The math never works in the landlord’s favor here. Even a slow eviction through the courts costs less than the combined damages, fines, and legal fees that follow an illegal lockout.

How Long the Process Takes and What It Costs

The full eviction timeline from serving the initial notice to the sheriff removing the tenant typically runs 30 to 90 days. An uncontested eviction where the tenant doesn’t respond or appear in court can wrap up in three to six weeks. A contested eviction where the tenant fights back, raises defenses, or appeals can stretch to three or four months—longer if the court has a backlog.

Here’s a rough breakdown of where the time goes:

  • Notice period: 3 to 30 days, depending on the type of notice and local law.
  • Filing and scheduling: 1 to 7 days after the notice period expires.
  • Court hearing to judgment: 1 to 6 weeks, including time for the tenant to respond.
  • Writ of possession and sheriff lockout: 1 to 3 weeks after judgment.

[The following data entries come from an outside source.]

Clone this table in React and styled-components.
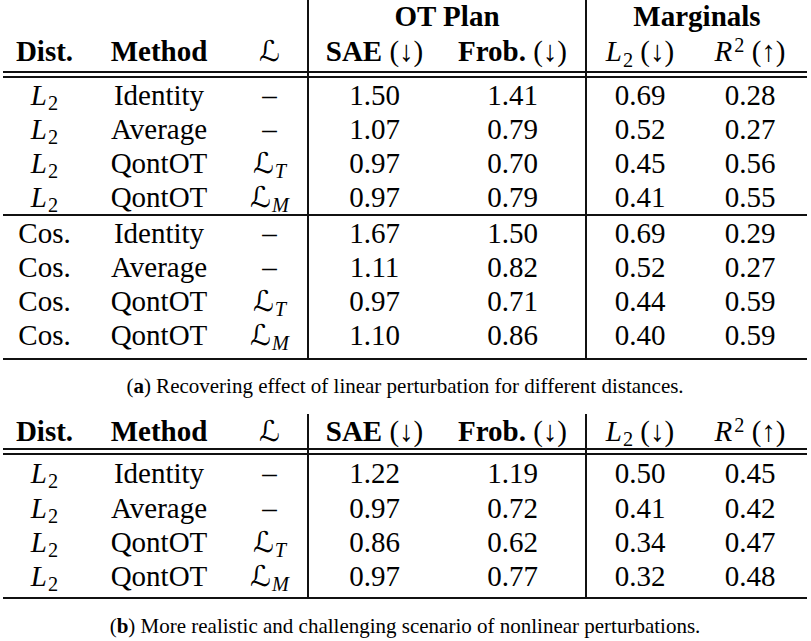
import React from "react";
import styled, { createGlobalStyle } from "styled-components";

const GlobalStyle = createGlobalStyle`
  html, body {
    margin: 0;
    background: #fff;
  }
`;

const Page = styled.div`
  width: 811px;
  height: 641px;
  padding: 0 4px 0 3px;
  box-sizing: border-box;
  font-family: "Liberation Serif", "Times New Roman", serif;
  color: #000;
  overflow: hidden;
`;

const Table = styled.table`
  width: 804px;
  border-collapse: collapse;
  table-layout: fixed;
  font-size: 29px;
`;

const Row = styled.tr`
  border-top: ${props => (props.$rule ? "2px solid #111" : "none")};
  border-bottom: ${props => (props.$under ? "2px solid #111" : "none")};
  font-size: ${props => (props.$gap ? "0" : "inherit")};
`;

const Cell = styled.td`
  height: ${props => props.$h || 34}px;
  padding: 0;
  text-align: center;
  vertical-align: middle;
  white-space: nowrap;
  line-height: 1;
  border-left: ${props => (props.$line ? "2px solid #111" : "none")};
`;

const Bold = styled.b`
  font-weight: 700;
`;

const Math = styled.i`
  font-style: italic;
`;

const Sub = styled.span`
  font-size: 0.7em;
  position: relative;
  top: 0.28em;
  margin-left: 1px;
`;

const Sup = styled.span`
  font-size: 0.7em;
  position: relative;
  top: -0.42em;
  margin-left: 2px;
`;

const Script = styled.span`
  font-family: "DejaVu Serif", "DejaVu Sans", serif;
  font-style: italic;
`;

const Caption = styled.div`
  height: ${props => props.$h}px;
  display: flex;
  align-items: center;
  justify-content: center;
  font-size: 21px;
`;

const widths = [83, 146, 76, 132, 146, 107, 114];

const tableA = [
  ["L2", "Identity", "", "1.50", "1.41", "0.69", "0.28"],
  ["L2", "Average", "", "1.07", "0.79", "0.52", "0.27"],
  ["L2", "QontOT", "T", "0.97", "0.70", "0.45", "0.56"],
  ["L2", "QontOT", "M", "0.97", "0.79", "0.41", "0.55"],
  ["Cos.", "Identity", "", "1.67", "1.50", "0.69", "0.29"],
  ["Cos.", "Average", "", "1.11", "0.82", "0.52", "0.27"],
  ["Cos.", "QontOT", "T", "0.97", "0.71", "0.44", "0.59"],
  ["Cos.", "QontOT", "M", "1.10", "0.86", "0.40", "0.59"],
];

const tableB = [
  ["L2", "Identity", "", "1.22", "1.19", "0.50", "0.45"],
  ["L2", "Average", "", "0.97", "0.72", "0.41", "0.42"],
  ["L2", "QontOT", "T", "0.86", "0.62", "0.34", "0.47"],
  ["L2", "QontOT", "M", "0.97", "0.77", "0.32", "0.48"],
];

const L2 = () => (
  <span>
    <Math>L</Math>
    <Sub>2</Sub>
  </span>
);

const Loss = ({ sub }) =>
  sub ? (
    <span>
      <Script>ℒ</Script>
      <Sub>
        <Math>{sub}</Math>
      </Sub>
    </span>
  ) : (
    "–"
  );

const Cols = () => (
  <colgroup>
    {widths.map((w, i) => (
      <col key={i} style={{ width: w }} />
    ))}
  </colgroup>
);

const HeaderRow = ({ h }) => (
  <Row $under>
    <Cell $h={h}>
      <Bold>Dist.</Bold>
    </Cell>
    <Cell $h={h}>
      <Bold>Method</Bold>
    </Cell>
    <Cell $h={h}>
      <Script>ℒ</Script>
    </Cell>
    <Cell $h={h} $line>
      <Bold>SAE</Bold> (↓)
    </Cell>
    <Cell $h={h}>
      <Bold>Frob.</Bold> (↓)
    </Cell>
    <Cell $h={h} $line>
      <L2 /> (↓)
    </Cell>
    <Cell $h={h}>
      <Math>R</Math>
      <Sup>2</Sup> (↑)
    </Cell>
  </Row>
);

// empty strip that keeps the two vertical rules running
const GapRow = ({ h = 3 }) => (
  <Row $gap>
    {widths.map((w, i) => (
      <Cell key={i} $h={h} $line={i === 3 || i === 5} />
    ))}
  </Row>
);

const DataRow = ({ row, rule, h }) => (
  <Row $rule={rule}>
    <Cell $h={h}>{row[0] === "L2" ? <L2 /> : row[0]}</Cell>
    <Cell $h={h}>{row[1]}</Cell>
    <Cell $h={h}>
      <Loss sub={row[2]} />
    </Cell>
    <Cell $h={h} $line>
      {row[3]}
    </Cell>
    <Cell $h={h}>{row[4]}</Cell>
    <Cell $h={h} $line>
      {row[5]}
    </Cell>
    <Cell $h={h}>{row[6]}</Cell>
  </Row>
);

export default function App() {
  return (
    <Page>
      <GlobalStyle />
      <Table>
        <Cols />
        <tbody>
          <Row>
            <Cell $h={32} />
            <Cell $h={32} />
            <Cell $h={32} />
            <Cell $h={32} colSpan={2} $line>
              <Bold>OT Plan</Bold>
            </Cell>
            <Cell $h={32} colSpan={2} $line>
              <Bold>Marginals</Bold>
            </Cell>
          </Row>
          <HeaderRow h={39} />
          <GapRow />
          {tableA.map((row, i) => (
            <DataRow key={i} row={row} rule={i === 0 || i === 4} h={34} />
          ))}
          <GapRow h={6} />
          <Row $rule />
        </tbody>
      </Table>
      <Caption $h={55}>
        <span>
          (<Bold>a</Bold>) Recovering effect of linear perturbation for different distances.
        </span>
      </Caption>
      <Table>
        <Cols />
        <tbody>
          <HeaderRow h={34} />
          <GapRow />
          {tableB.map((row, i) => (
            <DataRow key={i} row={row} rule={i === 0} h={i === 0 ? 36 : 34} />
          ))}
          <GapRow h={4} />
          <Row $rule />
        </tbody>
      </Table>
      <Caption $h={56}>
        <span>
          (<Bold>b</Bold>) More realistic and challenging scenario of nonlinear perturbations.
        </span>
      </Caption>
    </Page>
  );
}
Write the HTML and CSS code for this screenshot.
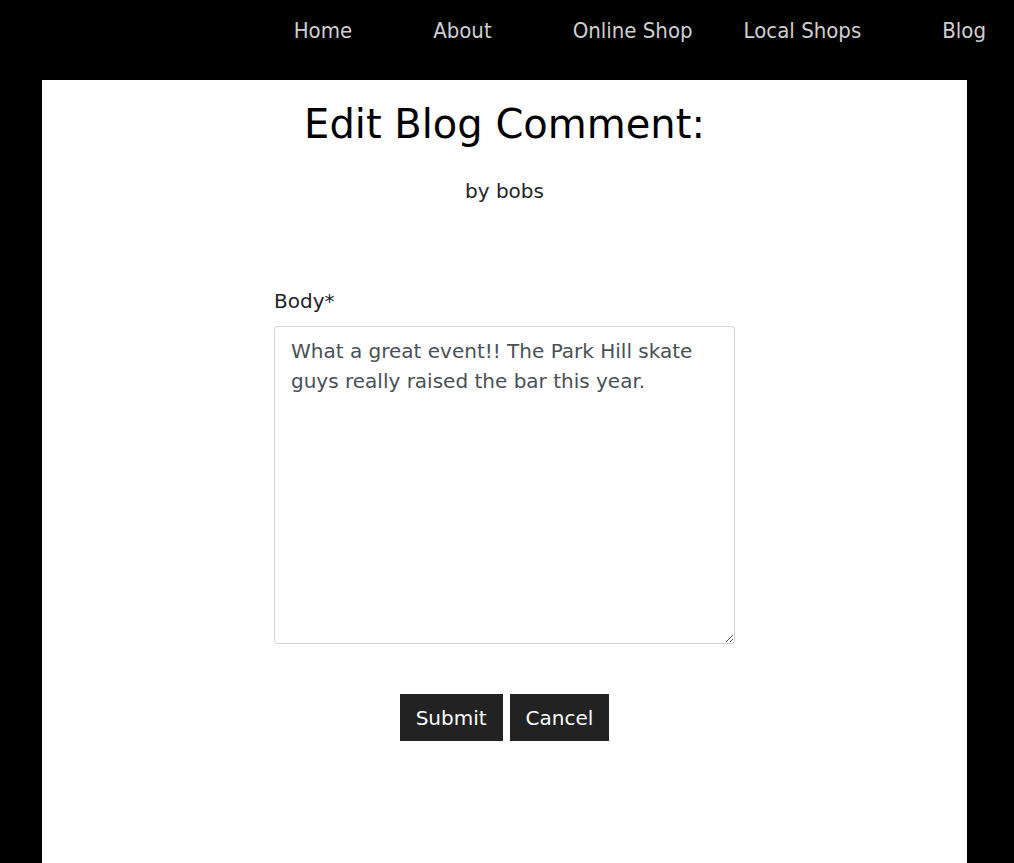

On the cost side, expect to spend at minimum the court filing fee (roughly $50 to $500), the sheriff’s service fee for executing the writ ($30 to $260), and potentially process server fees for delivering the initial court papers ($30 to $100). If you hire an attorney, that adds $500 to $5,000 depending on complexity and whether the case goes to trial. For straightforward nonpayment cases in jurisdictions with simple forms and procedures, many landlords handle the filing themselves. For contested cases, cases involving Section 8 tenants, or properties in jurisdictions with just cause eviction laws, the cost of an attorney is almost always worth it compared to the cost of getting the case dismissed on a technicality and starting over.